:: SET EXERCISE ::
Write out the material exactly, leaving every picture behind.

□ □ □ □ □ □ □

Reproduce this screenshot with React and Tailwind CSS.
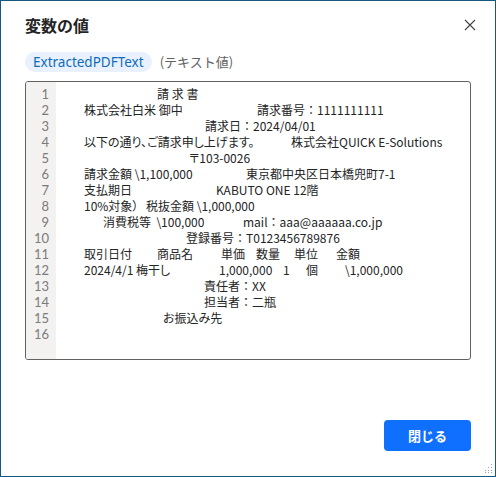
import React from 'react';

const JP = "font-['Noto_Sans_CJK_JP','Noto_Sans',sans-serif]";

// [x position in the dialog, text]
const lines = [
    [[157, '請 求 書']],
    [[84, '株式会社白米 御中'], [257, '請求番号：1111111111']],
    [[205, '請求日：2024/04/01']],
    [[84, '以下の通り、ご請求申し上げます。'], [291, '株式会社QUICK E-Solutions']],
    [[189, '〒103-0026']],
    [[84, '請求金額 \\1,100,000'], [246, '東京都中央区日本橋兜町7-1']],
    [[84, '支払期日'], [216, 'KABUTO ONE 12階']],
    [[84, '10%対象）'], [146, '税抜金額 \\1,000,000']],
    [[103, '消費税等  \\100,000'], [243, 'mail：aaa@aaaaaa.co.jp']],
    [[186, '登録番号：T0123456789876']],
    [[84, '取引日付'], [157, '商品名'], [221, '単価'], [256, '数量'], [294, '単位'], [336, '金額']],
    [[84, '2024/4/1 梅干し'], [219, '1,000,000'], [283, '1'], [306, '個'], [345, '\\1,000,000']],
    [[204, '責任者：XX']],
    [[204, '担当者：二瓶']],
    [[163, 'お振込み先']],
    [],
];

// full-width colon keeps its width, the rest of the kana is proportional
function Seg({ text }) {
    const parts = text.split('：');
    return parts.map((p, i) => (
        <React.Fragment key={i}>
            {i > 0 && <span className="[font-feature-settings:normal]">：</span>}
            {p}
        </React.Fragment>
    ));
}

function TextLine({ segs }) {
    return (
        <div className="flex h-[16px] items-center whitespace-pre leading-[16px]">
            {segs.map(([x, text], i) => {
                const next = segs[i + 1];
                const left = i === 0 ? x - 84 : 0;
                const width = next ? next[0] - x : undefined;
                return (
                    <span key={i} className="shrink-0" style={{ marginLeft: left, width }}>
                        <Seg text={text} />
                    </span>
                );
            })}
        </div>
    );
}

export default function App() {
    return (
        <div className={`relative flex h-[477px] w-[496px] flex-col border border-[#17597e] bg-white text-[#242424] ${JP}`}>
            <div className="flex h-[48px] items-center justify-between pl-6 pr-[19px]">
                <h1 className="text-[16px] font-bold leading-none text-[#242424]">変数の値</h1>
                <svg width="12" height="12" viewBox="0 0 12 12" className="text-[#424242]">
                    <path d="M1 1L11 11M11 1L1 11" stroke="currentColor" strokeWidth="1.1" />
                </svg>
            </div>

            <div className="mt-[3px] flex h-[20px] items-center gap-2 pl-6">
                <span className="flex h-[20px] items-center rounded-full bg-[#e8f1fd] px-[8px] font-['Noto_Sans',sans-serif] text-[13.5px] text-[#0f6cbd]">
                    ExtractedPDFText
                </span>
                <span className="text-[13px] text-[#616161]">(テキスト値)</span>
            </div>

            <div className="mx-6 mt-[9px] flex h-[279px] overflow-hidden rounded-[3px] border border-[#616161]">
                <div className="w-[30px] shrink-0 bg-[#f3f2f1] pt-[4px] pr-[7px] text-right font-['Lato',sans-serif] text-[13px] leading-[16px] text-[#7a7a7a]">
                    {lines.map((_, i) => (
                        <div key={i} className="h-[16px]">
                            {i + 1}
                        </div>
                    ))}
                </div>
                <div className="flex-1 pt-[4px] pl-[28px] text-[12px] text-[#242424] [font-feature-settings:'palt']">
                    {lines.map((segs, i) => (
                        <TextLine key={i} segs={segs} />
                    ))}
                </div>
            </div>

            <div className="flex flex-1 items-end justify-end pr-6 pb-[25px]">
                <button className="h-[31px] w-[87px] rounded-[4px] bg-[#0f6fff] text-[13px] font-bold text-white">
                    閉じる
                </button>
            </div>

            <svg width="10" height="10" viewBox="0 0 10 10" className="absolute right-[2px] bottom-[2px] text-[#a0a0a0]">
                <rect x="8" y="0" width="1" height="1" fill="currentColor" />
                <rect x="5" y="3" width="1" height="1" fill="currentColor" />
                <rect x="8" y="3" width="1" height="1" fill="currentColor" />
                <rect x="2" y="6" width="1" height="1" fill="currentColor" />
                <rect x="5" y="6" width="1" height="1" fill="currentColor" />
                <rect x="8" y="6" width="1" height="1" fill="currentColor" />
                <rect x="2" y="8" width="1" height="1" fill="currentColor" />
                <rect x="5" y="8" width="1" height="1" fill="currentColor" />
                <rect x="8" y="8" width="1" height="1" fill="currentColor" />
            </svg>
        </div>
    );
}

□ □ □ □ □ □ □

:: TASK RESULT ::
Reproduce this screenshot with React and Tailwind CSS.
import React from 'react';

const JP = "font-['Noto_Sans_CJK_JP','Noto_Sans',sans-serif]";

// [x position in the dialog, text]
const lines = [
    [[157, '請 求 書']],
    [[84, '株式会社白米 御中'], [257, '請求番号：1111111111']],
    [[205, '請求日：2024/04/01']],
    [[84, '以下の通り、ご請求申し上げます。'], [291, '株式会社QUICK E-Solutions']],
    [[189, '〒103-0026']],
    [[84, '請求金額 \\1,100,000'], [246, '東京都中央区日本橋兜町7-1']],
    [[84, '支払期日'], [216, 'KABUTO ONE 12階']],
    [[84, '10%対象）'], [146, '税抜金額 \\1,000,000']],
    [[103, '消費税等  \\100,000'], [243, 'mail：aaa@aaaaaa.co.jp']],
    [[186, '登録番号：T0123456789876']],
    [[84, '取引日付'], [157, '商品名'], [221, '単価'], [256, '数量'], [294, '単位'], [336, '金額']],
    [[84, '2024/4/1 梅干し'], [219, '1,000,000'], [283, '1'], [306, '個'], [345, '\\1,000,000']],
    [[204, '責任者：XX']],
    [[204, '担当者：二瓶']],
    [[163, 'お振込み先']],
    [],
];

// full-width colon keeps its width, the rest of the kana is proportional
function Seg({ text }) {
    const parts = text.split('：');
    return parts.map((p, i) => (
        <React.Fragment key={i}>
            {i > 0 && <span className="[font-feature-settings:normal]">：</span>}
            {p}
        </React.Fragment>
    ));
}

function TextLine({ segs }) {
    return (
        <div className="flex h-[16px] items-center whitespace-pre leading-[16px]">
            {segs.map(([x, text], i) => {
                const next = segs[i + 1];
                const left = i === 0 ? x - 84 : 0;
                const width = next ? next[0] - x : undefined;
                return (
                    <span key={i} className="shrink-0" style={{ marginLeft: left, width }}>
                        <Seg text={text} />
                    </span>
                );
            })}
        </div>
    );
}

export default function App() {
    return (
        <div className={`relative flex h-[477px] w-[496px] flex-col border border-[#17597e] bg-white text-[#242424] ${JP}`}>
            <div className="flex h-[48px] items-center justify-between pl-6 pr-[19px]">
                <h1 className="text-[16px] font-bold leading-none text-[#242424]">変数の値</h1>
                <svg width="12" height="12" viewBox="0 0 12 12" className="text-[#424242]">
                    <path d="M1 1L11 11M11 1L1 11" stroke="currentColor" strokeWidth="1.1" />
                </svg>
            </div>

            <div className="mt-[3px] flex h-[20px] items-center gap-2 pl-6">
                <span className="flex h-[20px] items-center rounded-full bg-[#e8f1fd] px-[8px] font-['Noto_Sans',sans-serif] text-[13.5px] text-[#0f6cbd]">
                    ExtractedPDFText
                </span>
                <span className="text-[13px] text-[#616161]">(テキスト値)</span>
            </div>

            <div className="mx-6 mt-[9px] flex h-[279px] overflow-hidden rounded-[3px] border border-[#616161]">
                <div className="w-[30px] shrink-0 bg-[#f3f2f1] pt-[4px] pr-[7px] text-right font-['Lato',sans-serif] text-[13px] leading-[16px] text-[#7a7a7a]">
                    {lines.map((_, i) => (
                        <div key={i} className="h-[16px]">
                            {i + 1}
                        </div>
                    ))}
                </div>
                <div className="flex-1 pt-[4px] pl-[28px] text-[12px] text-[#242424] [font-feature-settings:'palt']">
                    {lines.map((segs, i) => (
                        <TextLine key={i} segs={segs} />
                    ))}
                </div>
            </div>

            <div className="flex flex-1 items-end justify-end pr-6 pb-[25px]">
                <button className="h-[31px] w-[87px] rounded-[4px] bg-[#0f6fff] text-[13px] font-bold text-white">
                    閉じる
                </button>
            </div>

            <svg width="10" height="10" viewBox="0 0 10 10" className="absolute right-[2px] bottom-[2px] text-[#a0a0a0]">
                <rect x="8" y="0" width="1" height="1" fill="currentColor" />
                <rect x="5" y="3" width="1" height="1" fill="currentColor" />
                <rect x="8" y="3" width="1" height="1" fill="currentColor" />
                <rect x="2" y="6" width="1" height="1" fill="currentColor" />
                <rect x="5" y="6" width="1" height="1" fill="currentColor" />
                <rect x="8" y="6" width="1" height="1" fill="currentColor" />
                <rect x="2" y="8" width="1" height="1" fill="currentColor" />
                <rect x="5" y="8" width="1" height="1" fill="currentColor" />
                <rect x="8" y="8" width="1" height="1" fill="currentColor" />
            </svg>
        </div>
    );
}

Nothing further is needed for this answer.